こういった話は本当なのかもしれないと最初は思っていた。

だから「それならこういう制度があるから、こういう手続きを踏めば国からお金がもらえるよ」と説明してあげる。

すると大体、それはこうこうこうだから無理だ、そんなことはできないんだ、みたいなよく分からないことを言い始める。

貸したとしていつ返せるの?と聞く。

来月には返せる!みたいなことを自信満々に言ってくる。

来月に返せるなら適当な消費者金融で借りて返せばええんちゃうの、と言うと、また何かよく分からないことをつらつらと述べ始める。

もうめちゃくちゃである。

なんで人に金を借りるのに、こんな無計画でめちゃくちゃな説明しかできないんだ、嘘をつくにしてもやり方があるだろう、と思っていた。

でもこれ逆なんだ。

こんな無計画でめちゃくちゃな思考回路だから、首が回らなくなるくらい借金をして、疎遠になってたような人間にまで連絡を入れなきゃいけなくなる。

そう気付いてからは、何も言わず断るようにしている。

ごめんね、お金貸せないんだ、と。

で、思う。

これが今生の別れなのだと。

そもそも繋がりが薄くなっていたわけで、自分にとって特別な相手でもなかった。相手にとってもそうだろう。繋がっていたとも言い難いものであり、別れもくそもないような間柄なのだ。

それなのに改めて別れを意識する。

仕方ないとは思いつつも、これで終わりなのだ。

もしかしたらお金を貸してあげるだけで何かが変わったかもしれない人間関係がここで終わる。

そう考えると、とてもやるせない。

感傷的になりつつ、いくつかの縁が切れた。


最近、その中の1人から連絡が来た。

「あの時はごめんね!なんとかなったよ!」

「それは良かった」

「ほんとごめんね。反省したよ。返事ありがとう」

「元気そうで何よりです」

「それでさ、凄く言いにくいんだけど、、お金貸してくれない?」

いやいやどないなっとんねん。

なんとかなってへんやんけ。

どうしようもない奴だし、金も貸してあげないと答えたので、これが2度目の今生の別れになるんだろう。

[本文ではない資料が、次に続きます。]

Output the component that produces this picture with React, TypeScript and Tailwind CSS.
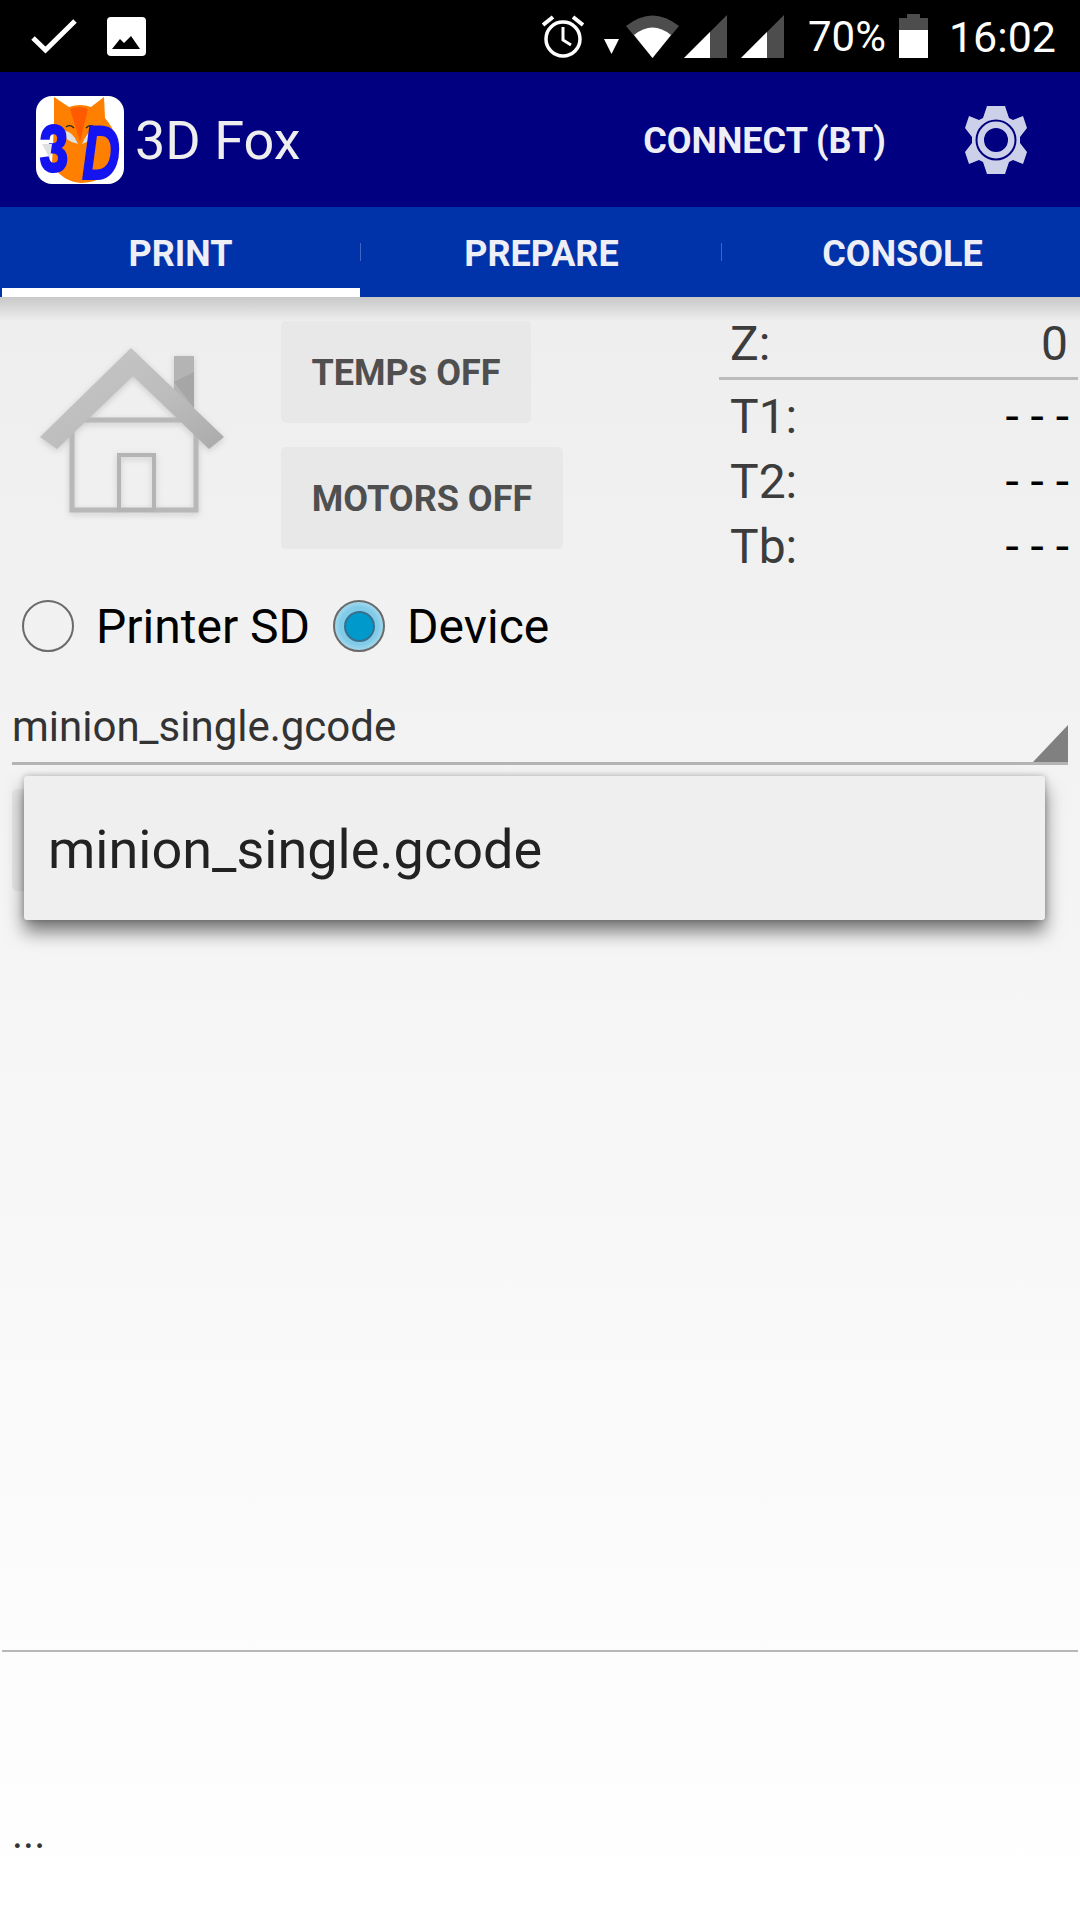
const roboto = "font-['Roboto','Liberation_Sans',sans-serif]";

function StatusBar() {
  return (
    <div className={`${roboto} flex h-[72px] items-center bg-black text-white`}>
      {/* check mark */}
      <svg width="46" height="36" viewBox="0 0 46 36" className="ml-[31px]">
        <path d="M2 20 L14.500 32 L44 3" fill="none" stroke="#fff" strokeWidth="5" />
      </svg>
      {/* picture notification */}
      <svg width="39" height="39" viewBox="0 0 39 39" className="ml-[30px]">
        <rect width="39" height="39" rx="4" fill="#fff" />
        <path d="M5 32 L13 22 L17 26 L24 19 L33 32 Z" fill="#000" />
      </svg>

      {/* alarm */}
      <svg width="42" height="44" viewBox="0 0 42 44" className="ml-auto">
        <circle cx="21" cy="25" r="17" fill="none" stroke="#fff" strokeWidth="3.500" />
        <path d="M21 13 V26 L29 31" fill="none" stroke="#fff" strokeWidth="3" />
        <path d="M1 11 L11 3 M41 11 L31 3" stroke="#fff" strokeWidth="4" />
      </svg>
      {/* data arrow */}
      <svg width="15" height="15" viewBox="0 0 15 15" className="ml-[20px] mt-[20px]">
        <path d="M0 0 H15 L7.500 15 Z" fill="#fff" />
      </svg>
      {/* wifi */}
      <svg width="53" height="43" viewBox="0 0 53 43" className="ml-[7px]">
        <path d="M0 11 Q26.500 -10 53 11 L26.500 43 Z" fill="#4d4d4d" />
        <path d="M8 20 Q26.500 5 45 20 L26.500 43 Z" fill="#fff" />
      </svg>
      {/* signal, twice */}
      <svg width="43" height="43" viewBox="0 0 43 43" className="ml-[5px]">
        <path d="M0 43 L43 0 V43 Z" fill="#4d4d4d" />
        <path d="M0 43 L26 17 V43 Z" fill="#fff" />
      </svg>
      <svg width="43" height="43" viewBox="0 0 43 43" className="ml-[14px]">
        <path d="M0 43 L43 0 V43 Z" fill="#4d4d4d" />
        <path d="M0 43 L26 17 V43 Z" fill="#fff" />
      </svg>
      <span className="ml-[24px] mt-[2px] text-[42px] leading-none">70%</span>
      {/* battery */}
      <svg width="29" height="44" viewBox="0 0 29 44" className="ml-[13px]">
        <path d="M8 0 H21 V4 H29 V44 H0 V4 H8 Z" fill="#4d4d4d" />
        <rect y="16" width="29" height="28" fill="#fff" />
      </svg>
      <span className="ml-[21px] mr-[24px] mt-[2px] text-[43px] leading-none">16:02</span>
    </div>
  );
}

function Logo() {
  return (
    <svg width="88" height="88" viewBox="0 0 88 88" className="shrink-0 overflow-visible">
      <rect width="88" height="88" rx="16" fill="#fff" />
      <path d="M18 1 L33 11 Q44 7 55 11 L68 1 L69 22 Q84 40 81 58 Q74 86 46 87 Q26 86 16 68 L18 28 Z" fill="#ff8000" />
      <path d="M34 13 Q44 9 52 13 L44 46 Z" fill="#ff5a00" />
      <path d="M25 35 Q36 33 42 48 Q30 46 25 35 Z" fill="#e0e0e0" />
      <path d="M63 32 Q52 33 46 48 Q58 44 63 32 Z" fill="#e0e0e0" />
      <path d="M30 31 Q34 28 38 32 M50 32 Q54 28 58 31" fill="none" stroke="#222" strokeWidth="1.200" />
      <text x="4" y="75" fontFamily="'Liberation Sans', sans-serif" fontWeight="700" fontSize="64" fill="#1414f0" stroke="#1414f0" strokeWidth="3" textLength="28" lengthAdjust="spacingAndGlyphs">
        3
      </text>
      <path d="M6 48 L16 48 L14 63 Z" fill="#e0e0e0" />
      <text x="46" y="83" fontFamily="'Liberation Sans', sans-serif" fontWeight="700" fontStyle="italic" fontSize="76" fill="#1414f0" stroke="#1414f0" strokeWidth="2" textLength="38" lengthAdjust="spacingAndGlyphs">
        D
      </text>
    </svg>
  );
}

function Gear() {
  return (
    <svg width="62" height="68" viewBox="-31 -34 62 68">
      <path
        fillRule="evenodd"
        fill="#ccd0e8"
        d="M-9 -34 H9 L13 -22 L17 -20 L27 -24 L31 -12 L24 -3 V3 L31 12 L27 24 L17 20 L13 22 L9 34 H-9 L-13 22 L-17 20 L-27 24 L-31 12 L-24 3 V-3 L-31 -12 L-27 -24 L-17 -20 L-13 -22 Z M0 -12 A12 12 0 1 0 0 12 A12 12 0 1 0 0 -12 Z"
      />
      <circle r="19.500" fill="none" stroke="#000080" strokeWidth="2" />
    </svg>
  );
}

function AppBar() {
  return (
    <div className={`${roboto} flex h-[135px] items-center bg-[#000080] pl-[36px]`}>
      <Logo />
      <span className="ml-[11px] mt-[2px] text-[54px] leading-none text-[#eeeeee]">3D Fox</span>
      <span className="ml-auto mt-[2px] text-[36px] font-bold leading-none text-[#eeeef6]">CONNECT (BT)</span>
      <div className="ml-[79px] mr-[53px] flex">
        <Gear />
      </div>
    </div>
  );
}

function Tab({ label, active, sep }: { label: string; active?: boolean; sep?: boolean }) {
  return (
    <div className="relative flex h-full w-[361px] shrink-0 items-center justify-center pt-[3px]">
      <span className="text-[36px] font-bold leading-none text-[#eeeef6]">{label}</span>
      {sep && <div className="absolute right-0 top-[36px] h-[18px] w-[1px] bg-[#3f66c4]" />}
      {active && <div className="absolute bottom-0 left-[2px] right-[1px] h-[9px] bg-white" />}
    </div>
  );
}

function Tabs() {
  return (
    <div className={`${roboto} flex h-[90px] bg-[#0033aa]`}>
      <Tab label="PRINT" active sep />
      <Tab label="PREPARE" sep />
      <Tab label="CONSOLE" />
    </div>
  );
}

function House() {
  return (
    <svg width="195" height="180" viewBox="35 340 195 180" className="drop-shadow-[0_2px_3px_rgba(0,0,0,0.15)]">
      <defs>
        <linearGradient id="roof" x1="0" y1="0" x2="1" y2="1">
          <stop offset="0" stopColor="#c8c8c8" />
          <stop offset="0.6" stopColor="#bcbcbc" />
          <stop offset="1" stopColor="#aaaaaa" />
        </linearGradient>
      </defs>
      <rect x="72" y="420" width="124" height="90" fill="none" stroke="#b8b8b8" strokeWidth="5" />
      <rect x="119" y="455" width="35" height="55" fill="none" stroke="#b4b4b4" strokeWidth="4" />
      <path d="M174 356 H194 V410 L174 400 Z" fill="#b4b4b4" />
      <path d="M131 348 L224 437 L209 449 L133 376 L57 449 L40 437 Z" fill="url(#roof)" />
      <path d="M174 382 L194 372 V408 Z" fill="#a6a6a6" />
    </svg>
  );
}

function OffButton({ label, width }: { label: string; width: string }) {
  return (
    <div className={`flex h-[102px] items-center justify-center rounded-[5px] bg-[#e8e8e8] pt-[1px] ${width}`}>
      <span className="text-[36px] font-bold leading-none text-[#4f4f4f]">{label}</span>
    </div>
  );
}

function Reading({ label, value }: { label: string; value: string }) {
  return (
    <div className="flex h-[65px] items-center justify-between pl-[11px] pr-[9px] pt-[3px]">
      <span className="text-[48px] leading-none text-[#3c3c3c]">{label}</span>
      <span className="text-[48px] leading-none text-black">{value}</span>
    </div>
  );
}

function Radio({ checked }: { checked?: boolean }) {
  if (checked) {
    return (
      <div className="flex h-[52px] w-[52px] items-center justify-center rounded-full border-2 border-[#6a6a6a] bg-[radial-gradient(circle,#7fcbe8_55%,#e4f1f6_100%)]">
        <div className="h-[31px] w-[31px] rounded-full border-2 border-[#3a6f8c] bg-[#0099cc]" />
      </div>
    );
  }
  return <div className="h-[52px] w-[52px] rounded-full border-2 border-[#6a6a6a]" />;
}

export default function App() {
  return (
    <div className="flex h-[1920px] w-[1080px] flex-col overflow-hidden bg-white">
      <StatusBar />
      <AppBar />
      <Tabs />

      <div className={`${roboto} relative flex flex-1 flex-col bg-gradient-to-b from-[#eeeeee] to-white`}>
        {/* shadow the tab bar drops on the content */}
        <div className="absolute left-0 right-0 top-0 h-[24px] bg-gradient-to-b from-[#c8c8c8] to-transparent" />

        <div className="relative flex h-[282px]">
          <div className="ml-[35px] mt-[43px]">
            <House />
          </div>
          <div className="ml-[51px] mt-[24px] flex flex-col items-start gap-[24px]">
            <OffButton label="TEMPs OFF" width="w-[250px]" />
            <OffButton label="MOTORS OFF" width="w-[282px]" />
          </div>
          <div className="ml-auto mr-[2px] w-[359px]">
            <div className="flex h-[83px] items-end justify-between border-b-[3px] border-[#bbbbbb] pb-[9px] pl-[11px] pr-[10px]">
              <span className="text-[48px] leading-none text-[#3c3c3c]">Z:</span>
              <span className="text-[48px] leading-none text-[#3c3c3c]">0</span>
            </div>
            <div className="mt-[3px]">
              <Reading label="T1:" value="- - -" />
              <Reading label="T2:" value="- - -" />
              <Reading label="Tb:" value="- - -" />
            </div>
          </div>
        </div>

        <div className="mt-[21px] flex h-[52px] items-center pl-[22px]">
          <Radio />
          <span className="ml-[22px] pt-[2px] text-[48px] leading-none text-black">Printer SD</span>
          <div className="ml-[23px]">
            <Radio checked />
          </div>
          <span className="ml-[22px] pt-[2px] text-[48px] leading-none text-black">Device</span>
        </div>

        <div className="relative mx-[12px] mt-[46px] flex h-[67px] items-center border-b-[3px] border-[#b4b4b4] pb-[6px]">
          <span className="text-[42px] leading-none text-[#333333]">minion_single.gcode</span>
          <svg width="35" height="37" viewBox="0 0 35 37" className="absolute bottom-0 right-0">
            <path d="M35 0 V37 H0 Z" fill="#808080" />
          </svg>
        </div>

        {/* button underneath the open drop-down */}
        <div className="ml-[12px] mt-[24px] h-[102px] w-[400px] rounded-[5px] bg-[#e8e8e8]" />

        <div className="mt-auto h-[270px]">
          <div className="mx-[2px] h-[2px] bg-[#b8b8b8]" />
          <div className="ml-[12px] mt-[161px] text-[42px] leading-none text-[#333333]">...</div>
        </div>

        {/* open drop-down */}
        <div className="absolute left-[24px] top-[479px] flex h-[144px] w-[1021px] items-center rounded-[3px] bg-[#efefef] pl-[24px] pt-[3px] shadow-[0_12px_18px_rgba(0,0,0,0.5),0_0_6px_rgba(0,0,0,0.25)]">
          <span className="text-[54px] leading-none text-[#222222]">minion_single.gcode</span>
        </div>
      </div>
    </div>
  );
}
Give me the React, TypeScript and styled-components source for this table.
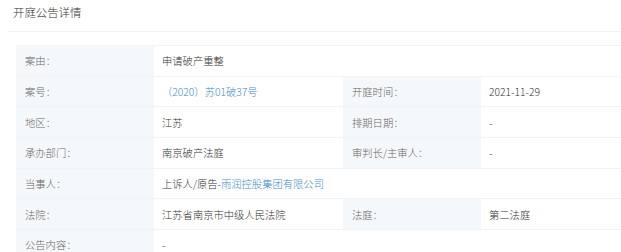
import React from 'react';
import styled, { createGlobalStyle } from 'styled-components';

const GlobalStyle = createGlobalStyle`
    html, body {
        margin: 0;
        padding: 0;
        background: #ffffff;
        font-family: "Noto Sans CJK SC", "Microsoft YaHei", "Noto Sans", sans-serif;
        overflow: hidden;
    }
`;

const Page = styled.div`
    width: 621px;
    height: 252px;
    overflow: hidden;
`;

// Title bar on top of the card
const Header = styled.div`
    box-sizing: border-box;
    height: 32px;
    margin-left: 8px;
    padding-left: 5px;
    border-bottom: 1px solid #f2f2f2;
    font-size: 11.4px;
    font-weight: 300;
    line-height: 24px;
    color: #333333;
`;

// The detail table, four columns
const Table = styled.div`
    display: grid;
    grid-template-columns: 138px 189px 138px 1fr;
    width: 620px;
    margin: 13px 0 0 16px;
    border-top: 1px solid #f2f3f5;
    font-size: 10.3px;
    font-weight: 300;
`;

const Cell = styled.div<{ $label?: boolean; $span?: number }>`
    box-sizing: border-box;
    height: 30.7px;
    display: flex;
    align-items: center;
    padding-left: ${props => (props.$label ? '9px' : '8px')};
    border-bottom: 1px solid #f2f3f5;
    background: ${props => (props.$label ? '#f5f8fa' : '#ffffff')};
    color: ${props => (props.$label ? '#666666' : '#333333')};
    grid-column: ${props => (props.$span ? `span ${props.$span}` : 'auto')};
    white-space: nowrap;
`;

const Link = styled.a`
    color: #3d8bd6;
    text-decoration: none;
`;

const rows: Array<[string, React.ReactNode, string?, React.ReactNode?]> = [
    ['案由：', '申请破产重整'],
    ['案号：', <Link href="#">（2020）苏01破37号</Link>, '开庭时间：', '2021-11-29'],
    ['地区：', '江苏', '排期日期：', '-'],
    ['承办部门：', '南京破产法庭', '审判长/主审人：', '-'],
    ['当事人：', <>上诉人/原告-<Link href="#">雨润控股集团有限公司</Link></>],
    ['法院：', '江苏省南京市中级人民法院', '法庭：', '第二法庭'],
    ['公告内容：', '-'],
];

const App = () => {
    return (
        <Page>
            <GlobalStyle />
            <Header>开庭公告详情</Header>
            <Table>
                {rows.map(([label, value, label2, value2], i) => (
                    <React.Fragment key={i}>
                        <Cell $label>{label}</Cell>
                        {label2 ? (
                            <>
                                <Cell>{value}</Cell>
                                <Cell $label>{label2}</Cell>
                                <Cell>{value2}</Cell>
                            </>
                        ) : (
                            <Cell $span={3}>{value}</Cell>
                        )}
                    </React.Fragment>
                ))}
            </Table>
        </Page>
    );
};

export default App;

きっと本当にお金に困っていて、次は何とかならないかもしれない。その結果を僕が知ることもないのだろう。

でもそれでいいやと思えた。何も解決してないし、以前と同じことの繰り返しだし、成長も何もないのかもしれない。けど、最後じゃなかったんだ。連絡をくれたことに、少し安心している自分がいた。金を貸さなかったことに少しは罪悪感があったのかもしれない。

また連絡しておいで。お金貸してよって申し訳なさそうに言っておいで。きっと貸してはやらないけどさ。そんな関係があってもいいじゃないか。そう思うことにするよ。

「またね」

と返事して、肩の荷をおろした。